The pricing dynamics in the second half of 2025 tell an interesting story about where the market is consolidating. The average selling price for AI smart glasses rose to approximately $360 from $347 in the first half, a modest increase driven by Meta’s premium positioning on new products. Basic smart glasses, by contrast, saw their ASP fall sharply to around $63, as shipments shifted away from premium audio-focused products from brands like Huawei and Amazon toward entry-level models below $50 from white-label and smaller OEMs such as OHO Sunshine.

The bifurcation matters for the display and optics supply chain. AI glasses at $360 ASP represent a category where component investment is justifiable and where the conversation about embedded displays, improved cameras, and higher-grade audio becomes commercially viable. The sub-$50 basic segment is essentially a commoditized audio accessory business with a frame attached.

Geography and the China Question

North America remained the largest regional market at 37% of global shipments, but the more notable development was Western Europe surging to 30%, supported by Meta’s new product launches. India saw a 15-fold expansion in shipments following Meta’s official market entry in May 2025, though its volume share remained at just 2% globally. Local players including B by Lenskart, Sarvam Kaze, JioFrames, and QWR have emerged and are expected to launch India’s first domestically developed AI glasses.

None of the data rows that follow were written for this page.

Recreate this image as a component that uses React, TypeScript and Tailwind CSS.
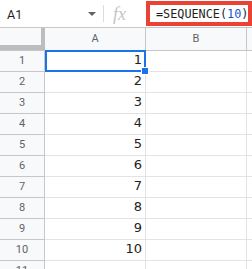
import React from "react";

const rows = [1, 2, 3, 4, 5, 6, 7, 8, 9, 10, 11];

export default function App() {
  return (
    <div className="w-[252px] h-[269px] overflow-hidden bg-white relative" style={{ fontFamily: "Roboto, Arial, sans-serif" }}>
      {/* Formula bar */}
      <div className="flex h-[28px] border-b border-[#c7c7c7] bg-white">
        <div className="flex w-[103px] items-center pl-[7px] pr-[7px] pt-[3px]">
          <span className="text-[12.5px] text-[#1f1f1f]">A1</span>
          <div className="flex-1" />
          <svg width="8" height="4" viewBox="0 0 8 4" className="mt-[-2px]">
            <path d="M0 0 L8 0 L4 4 Z" fill="#5f6368" />
          </svg>
        </div>
        <div className="mt-[5px] h-[17px] w-px bg-[#dadce0]" />
        <div className="flex w-[40px] items-center pl-[9px] pt-[1px]">
          <span className="text-[18px] italic text-[#c4c4c4]" style={{ fontFamily: '"Liberation Serif", "DejaVu Serif", serif' }}>fx</span>
        </div>
        <div className="mt-[1px] ml-[2px] flex h-[25px] w-[106px] items-center border-[4px] border-[#ea4335] pl-[6px] pt-[2px]">
          <span className="text-[11.8px] text-[#1f1f1f] whitespace-nowrap" style={{ fontFamily: '"DejaVu Sans Mono", "Liberation Mono", monospace' }}>
            =SEQUENCE(<span className="text-[#1155cc]">10</span>)
          </span>
        </div>
      </div>

      {/* Column header */}
      <div className="flex h-[23px] border-b border-[#c7c7c7] bg-[#f8f9fa]">
        <div className="h-[22px] w-[45px] border-r-[4px] border-b-[5px] border-[#bdbdbd] bg-[#f8f9fa]" />
        <div className="flex w-[101px] items-center justify-center border-r border-[#c7c7c7] text-[11px] text-[#5f6368]">A</div>
        <div className="flex w-[101px] items-center justify-center border-r border-[#c7c7c7] text-[11px] text-[#5f6368]">B</div>
        <div className="flex-1" />
      </div>

      {/* Rows */}
      {rows.map((r) => (
        <div key={r} className={"flex h-[21px] " + (r === 1 ? "relative z-10" : "")}>
          <div className="flex w-[45px] items-center justify-center border-r border-b border-[#c7c7c7] bg-[#f8f9fa] text-[11px] text-[#5f6368]">
            {r}
          </div>
          <div
            className="relative flex w-[101px] items-end justify-end border-r border-b border-[#e2e3e3] pr-[3px] pb-[2px] text-[13px] text-[#222]"
            style={{ fontFamily: '"DejaVu Sans", Verdana, sans-serif' }}
          >
            {r <= 10 ? r : ""}
            {r === 1 && (
              <>
                <div className="absolute left-0 top-[-1px] right-[-1px] bottom-[-1px] border-2 border-[#1a73e8]" />
                <div className="absolute right-[-4px] bottom-[-4px] h-[6px] w-[6px] border border-white bg-[#1a73e8] box-content" />
              </>
            )}
          </div>
          <div className="w-[101px] border-r border-b border-[#e2e3e3]" />
          <div className="flex-1 border-b border-[#e2e3e3]" />
        </div>
      ))}
    </div>
  );
}
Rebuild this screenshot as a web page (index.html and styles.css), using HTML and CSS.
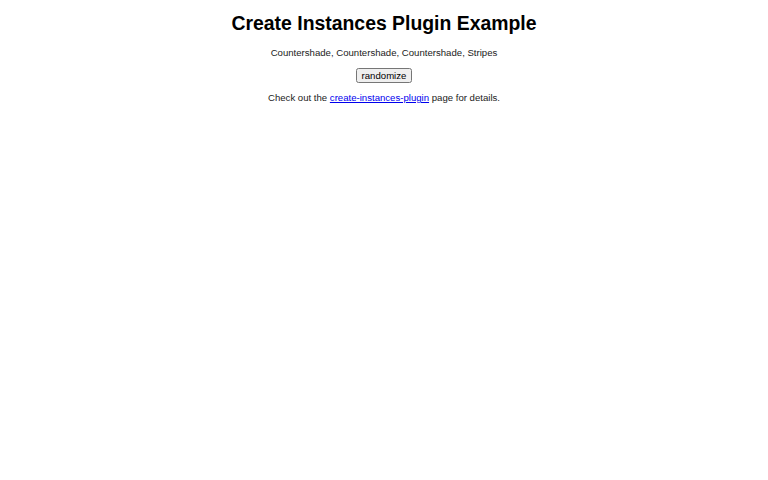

China’s trajectory is more complicated. Shipment volumes increased, but the country’s share of global shipments fell to 6%, reflecting a dynamic where numerous products launched late in the year shipped in limited quantities. Xiaomi, the Chinese market leader, ranked second globally after Meta, with shipments growing more than 200% year-on-year following its AI Glasses launch in June 2025 and subsequent software updates that improved performance and broadened market acceptance.

The gap between China’s product launch activity and its shipment share is worth watching. A large number of Chinese OEMs entered the category in the second half of 2025, but most remain subscale. If even a handful of those reach meaningful volume in 2026, the competitive picture outside of Meta could look quite different by the end of the year.

Component Costs on the Horizon

Counterpoint notes that rising memory prices could introduce headwinds for AI glasses in 2026. The firm’s assessment is that the impact will be limited given the relatively high gross margins current AI glasses command and the small proportion of memory in total bill of materials. That may be true at today’s ASP levels, but as the market expands into lower price tiers, the buffer shrinks. It is the same dynamic playing out in the TV market, where component cost increases disproportionately affect brands trying to compete on price rather than premium positioning.